Work instructions: Copy every line that holds "this".

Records
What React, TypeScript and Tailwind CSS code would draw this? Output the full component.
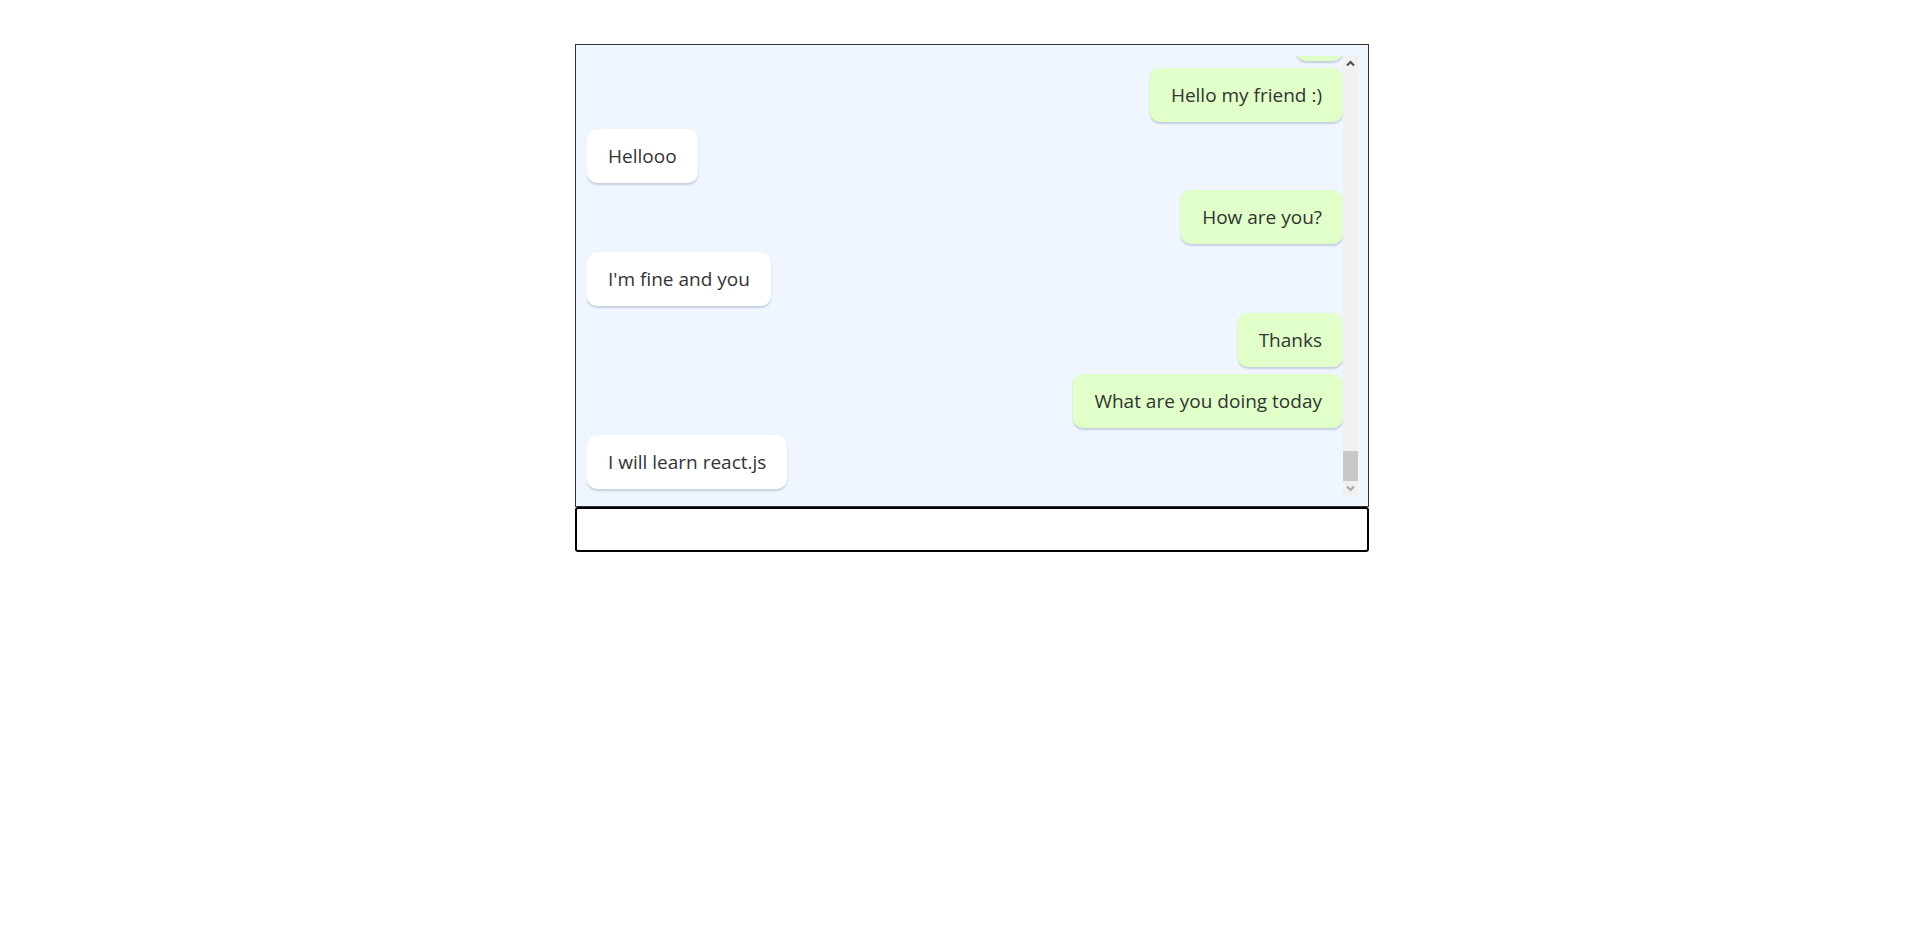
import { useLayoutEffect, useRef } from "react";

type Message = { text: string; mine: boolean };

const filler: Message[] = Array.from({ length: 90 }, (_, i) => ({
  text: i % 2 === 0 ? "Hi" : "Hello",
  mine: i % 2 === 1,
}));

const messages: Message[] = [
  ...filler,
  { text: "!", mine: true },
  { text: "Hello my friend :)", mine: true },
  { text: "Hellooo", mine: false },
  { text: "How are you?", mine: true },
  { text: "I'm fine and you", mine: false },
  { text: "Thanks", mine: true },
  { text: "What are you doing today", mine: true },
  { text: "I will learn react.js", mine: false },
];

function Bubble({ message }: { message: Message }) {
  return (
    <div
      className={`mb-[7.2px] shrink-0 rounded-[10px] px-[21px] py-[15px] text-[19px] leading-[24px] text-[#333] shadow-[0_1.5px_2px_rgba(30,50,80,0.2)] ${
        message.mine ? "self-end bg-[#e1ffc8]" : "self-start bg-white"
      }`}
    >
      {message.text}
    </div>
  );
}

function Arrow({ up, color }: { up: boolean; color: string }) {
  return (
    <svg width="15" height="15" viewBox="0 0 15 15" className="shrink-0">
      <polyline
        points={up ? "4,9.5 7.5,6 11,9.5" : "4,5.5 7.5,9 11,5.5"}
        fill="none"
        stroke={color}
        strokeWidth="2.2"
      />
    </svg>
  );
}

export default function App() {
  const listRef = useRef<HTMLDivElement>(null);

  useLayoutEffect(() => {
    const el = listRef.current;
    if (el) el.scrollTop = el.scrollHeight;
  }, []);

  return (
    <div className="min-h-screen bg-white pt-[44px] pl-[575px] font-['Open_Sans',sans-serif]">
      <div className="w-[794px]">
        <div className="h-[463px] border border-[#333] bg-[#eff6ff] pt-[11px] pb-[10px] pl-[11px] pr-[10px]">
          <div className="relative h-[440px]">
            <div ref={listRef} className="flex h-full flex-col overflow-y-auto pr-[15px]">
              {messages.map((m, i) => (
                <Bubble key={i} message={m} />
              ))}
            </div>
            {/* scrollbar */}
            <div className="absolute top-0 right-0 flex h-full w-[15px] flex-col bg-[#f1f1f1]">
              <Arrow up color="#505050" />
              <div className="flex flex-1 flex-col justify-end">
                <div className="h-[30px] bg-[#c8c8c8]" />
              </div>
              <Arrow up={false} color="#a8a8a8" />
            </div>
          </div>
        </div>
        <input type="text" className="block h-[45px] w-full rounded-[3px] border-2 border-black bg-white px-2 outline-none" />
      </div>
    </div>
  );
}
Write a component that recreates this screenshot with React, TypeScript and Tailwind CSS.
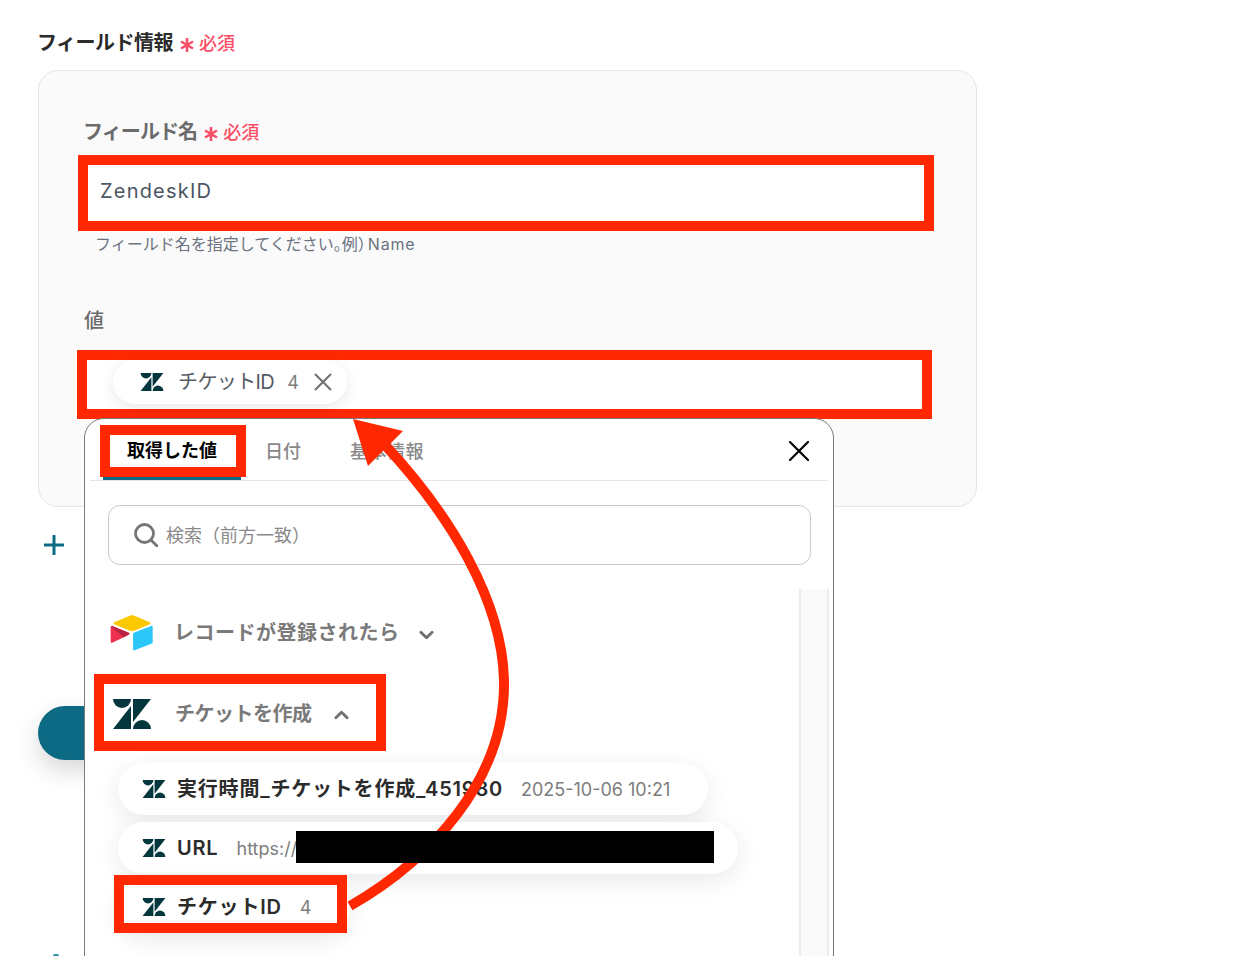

Result of the task:
What React, TypeScript and Tailwind CSS code would draw this? Output the full component.
Write a component that recreates this screenshot with React, TypeScript and Tailwind CSS.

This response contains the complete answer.